Ken Boessenkool is a Conservative activist. He has written political platforms for campaigns or leadership races in the federal Conservative Party, the B.C. Liberal Party, the Alberta Progressive Conservative Party and the Ontario Progressive Conservative Party.
If Conservatives want to win another national government they are going to have to find ways to win critical seats in the suburban belt around Toronto—the 905, encompassing cities like Ajax, Brampton and Burlington. Harper swept the 905 for his majority in 2011 and the party has been on the outs ever since.
Can Conservatives win again in the 905? They cannot count on an assist from the NDP whose vote has dropped from 25 per cent in 2011 to around 10 per cent in each subsequent election. To win, Conservatives will have to increase their vote by attracting new cohorts of voters.
In the last election, Conservatives centred their campaign around cutting taxes (eliminating the carbon tax), while the Liberals centred their campaign around climate change and cutting greenhouse gasses (sticking with their recently introduced carbon tax). The Conservatives did release a substantial document committing to reducing greenhouse gasses and outlining their approach to do so. And the Liberals platform did contain tax reductions for low- and middle-income Canadians.
Vote for us, the Conservatives said, and we’ll cut your taxes.
Vote for us, the Liberals said, and we will address climate change.
This worked wonders across western Canada, in rural Ontario, around Quebec City, and in a smattering of ridings in Atlantic Canada. But new polling for Clean Prosperity conducted by Conservative pollster Andrew Enns from Leger suggests climate change was a key reason why the Conservatives failed to gain ground in the 905.
Political strategists win elections by assembling voter coalitions big enough to win seats in enough places to win the election. All parties start the work of assembling a voter coalition by looking at what they call their accessible vote, which gives them a larger target of voters; the pool of voters that are open to voting for a party. Accessible voters are also often referred to a swing voters, which is true in one of two senses: they swing between not voting and voting, or they swing between voting for one party and another.
Political strategists use large polls, in critical ridings to understand and assess their accessible vote, so they can rely on smaller subsamples within the poll. The Clean Prosperity poll mentioned above polled over 3,000 respondents in the 905 region of Ontario. We can assess the Conservative’s accessible vote in the last election by adding together three subsamples of voters. First, people who admit to voting for a party (not uncommon for a losing party, this poll showed a slightly smaller Conservative vote in the 905, but within the typical margin of error for the sample size). Second were people who say the Conservatives were their second choice and/or admit to having voted Conservative in the past. Third were people who do not rule out voting for the Conservatives.

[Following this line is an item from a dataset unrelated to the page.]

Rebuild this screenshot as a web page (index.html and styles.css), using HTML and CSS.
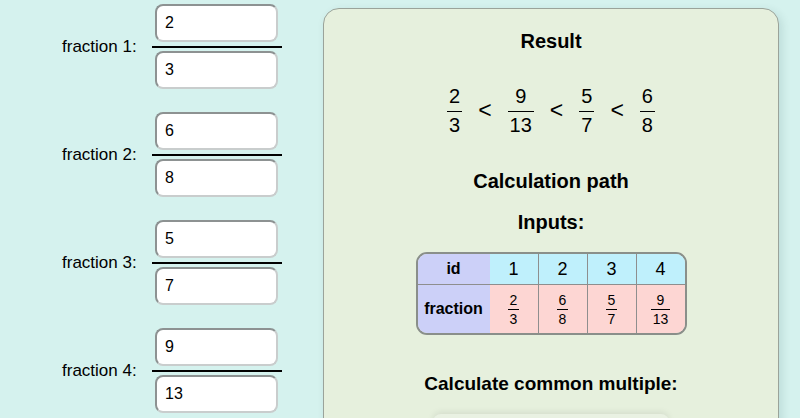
FILE: index.html
```html
<!DOCTYPE html>
<html>
<head>
<meta charset="utf-8">
<link rel="stylesheet" href="styles.css">
</head>
<body>
<div class="page">
  <div class="inputs">
    <div class="frac-group">
      <span class="label">fraction 1:</span>
      <div class="frac-input">
        <input class="num" type="text" value="2">
        <div class="bar"></div>
        <input class="num" type="text" value="3">
      </div>
    </div>
    <div class="frac-group">
      <span class="label">fraction 2:</span>
      <div class="frac-input">
        <input class="num" type="text" value="6">
        <div class="bar"></div>
        <input class="num" type="text" value="8">
      </div>
    </div>
    <div class="frac-group">
      <span class="label">fraction 3:</span>
      <div class="frac-input">
        <input class="num" type="text" value="5">
        <div class="bar"></div>
        <input class="num" type="text" value="7">
      </div>
    </div>
    <div class="frac-group">
      <span class="label">fraction 4:</span>
      <div class="frac-input">
        <input class="num" type="text" value="9">
        <div class="bar"></div>
        <input class="num" type="text" value="13">
      </div>
    </div>
  </div>
  <div class="panel">
    <h2 class="title t-result">Result</h2>
    <div class="result-row">
      <span class="frac big"><span class="n">2</span><span class="d">3</span></span>
      <span class="lt">&lt;</span>
      <span class="frac big"><span class="n">9</span><span class="d">13</span></span>
      <span class="lt">&lt;</span>
      <span class="frac big"><span class="n">5</span><span class="d">7</span></span>
      <span class="lt">&lt;</span>
      <span class="frac big"><span class="n">6</span><span class="d">8</span></span>
    </div>
    <h2 class="title t-path">Calculation path</h2>
    <h2 class="title t-inputs">Inputs:</h2>
    <table class="tbl">
      <tr class="head">
        <th class="rh">id</th>
        <td>1</td><td>2</td><td>3</td><td>4</td>
      </tr>
      <tr class="vals">
        <th class="rh">fraction</th>
        <td><span class="frac small"><span class="n">2</span><span class="d">3</span></span></td>
        <td><span class="frac small"><span class="n">6</span><span class="d">8</span></span></td>
        <td><span class="frac small"><span class="n">5</span><span class="d">7</span></span></td>
        <td><span class="frac small"><span class="n">9</span><span class="d">13</span></span></td>
      </tr>
    </table>
    <h2 class="title t-common">Calculate common multiple:</h2>
    <div class="next-box"></div>
  </div>
</div>
</body>
</html>
```

FILE: styles.css
```css
html, body {
  margin: 0;
  padding: 0;
  height: 100%;
  overflow: hidden;
}
body {
  background: #d5f2ee;
  font-family: "Liberation Sans", Arial, sans-serif;
  color: #000;
}
.page {
  display: flex;
  align-items: flex-start;
}
.inputs {
  width: 323px;
  padding-top: 4px;
  display: flex;
  flex-direction: column;
  gap: 23px;
  flex-shrink: 0;
}
.frac-group {
  display: flex;
  align-items: center;
  padding-left: 62px;
}
.label {
  width: 90px;
  font-size: 17px;
}
.frac-input {
  width: 130px;
  display: flex;
  flex-direction: column;
}
.num {
  box-sizing: border-box;
  width: 123px;
  height: 38px;
  margin-left: 3px;
  border: 2px solid;
  border-color: #8d9292 #c9cdcd #c9cdcd #8d9292;
  border-radius: 8px;
  background: #fff;
  font-family: "Liberation Sans", Arial, sans-serif;
  font-size: 16px;
  color: #000;
  padding: 0 8px;
  outline: none;
}
.bar {
  height: 2px;
  background: #000;
  margin: 4px 0 3px;
}
.panel {
  box-sizing: border-box;
  width: 456px;
  height: 430px;
  margin-top: 8px;
  border: 1px solid #9aa39a;
  border-radius: 16px;
  background: #e6f0dd;
  box-shadow: 3px 3px 10px rgba(0, 60, 60, 0.12);
  padding-top: 21px;
  display: flex;
  flex-direction: column;
  align-items: center;
  flex-shrink: 0;
}
.title {
  margin: 0;
  font-size: 20px;
  line-height: 23px;
  font-weight: bold;
  text-align: center;
}
.result-row {
  display: flex;
  align-items: center;
  margin-top: 32px;
}
.frac {
  display: inline-flex;
  flex-direction: column;
  align-items: stretch;
  text-align: center;
}
.frac .n {
  border-bottom: 1px solid #000;
}
.frac.big {
  font-size: 20px;
  line-height: 23px;
  padding: 0 1px;
}
.frac.big .n {
  padding: 0 2px 3px;
}
.frac.big .d {
  padding: 2px 2px 0;
}
.lt {
  font-size: 23px;
  line-height: 23px;
  margin: 0 15px;
  position: relative;
  top: -1px;
}
.t-path {
  margin-top: 33px;
}
.t-inputs {
  margin-top: 18px;
}
.tbl {
  margin-top: 18px;
  border-collapse: separate;
  border-spacing: 0;
  border: 2px solid #8a8f8a;
  border-radius: 11px;
  overflow: hidden;
}
.tbl th, .tbl td {
  padding: 0;
  text-align: center;
  vertical-align: middle;
}
.tbl th.rh {
  width: 72px;
  background: #ccd0f8;
  font-size: 16px;
  font-weight: bold;
}
.tbl td {
  width: 48px;
  border-left: 1px solid #8e8e8e;
}
.tbl tr.head th, .tbl tr.head td {
  height: 30px;
  border-bottom: 1px solid #8e8e8e;
}
.tbl tr.head td {
  background: #bff0fc;
  font-size: 18px;
}
.tbl tr.head td:nth-child(2), .tbl tr.vals td:nth-child(2) {
  border-left: none;
}
.tbl tr.vals th, .tbl tr.vals td {
  height: 48px;
}
.tbl tr.vals td {
  background: #fdd6d3;
}
.frac.small {
  font-size: 14px;
  line-height: 16px;
}
.frac.small .n {
  padding: 0 2px 1px;
}
.frac.small .d {
  padding: 1px 2px 0;
}
.t-common {
  margin-top: 37px;
  font-size: 19px;
}
.next-box {
  margin-top: 19px;
  width: 236px;
  height: 40px;
  background: #e9f1e2;
  border-radius: 8px;
  box-shadow: 0 -2px 6px rgba(0, 0, 0, 0.08);
}
```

In the survey, Conservative voters were 31 per cent of respondents. Those who said the Conservatives were their second choice or had voted Conservative before added just over 20 per cent of respondents. An additional 17 per cent said they wouldn’t rule out voting Conservative. Thirty-one per cent of respondents said they would never vote Conservative.

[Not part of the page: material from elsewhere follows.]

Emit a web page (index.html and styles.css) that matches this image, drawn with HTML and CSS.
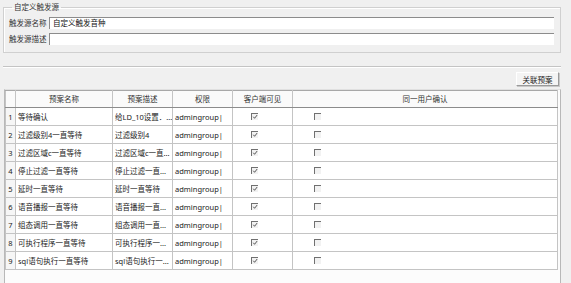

When asked what was the important issue facing Canada, Conservative voters list debts and deficits, government spending, and the economy and taxes, a list not surprisingly reflecting the priorities of the Conservative campaign.
Accessible voters, on the other hand, reflect all voters: their top issue is the environment and climate change. The big gap between actual Conservative voters and potential Conservatives voters, is climate change. But did the difference affect their vote? Would a credible climate change plan from the Conservatives on climate change lead to a majority Conservative government? The poll suggests that it might.
Let’s start with the bad news. A greater emphasis on climate change by the Conservatives would cost them some of their votes: just under one in 10 Conservative voters say that a credible climate change plan from the Conservative campaign would make them “less likely” to vote Conservative. The good news, however, is that 28 per cent of accessible voters would be “more likely” to vote Conservative if the party had presented a more credible climate change plan. And most interestingly, if you look at the subsample of accessible Conservatives who didn’t rule out voting for the party, that number increases to 32 per cent of voters.
Thus, of the most accessible Conservative voters in the 905, 32 per cent would be “more likely” to vote for the party if it had a more credible climate change plan. And such a plan wouldn’t affect the vote of over 90 per cent of existing Conservative voters in the 905. This suggests that one path for the Conservative Party in the 905: to make climate change a higher priority, and to present a plan to do so.
What would such a policy look like? The federal Conservative leadership process is exiting the “registration” portion of the contest and I expect candidates will now begin telling Conservatives what their plans are on a range of issues. Winning in the 905—and the next election—may well depend on how serious they are about climate change.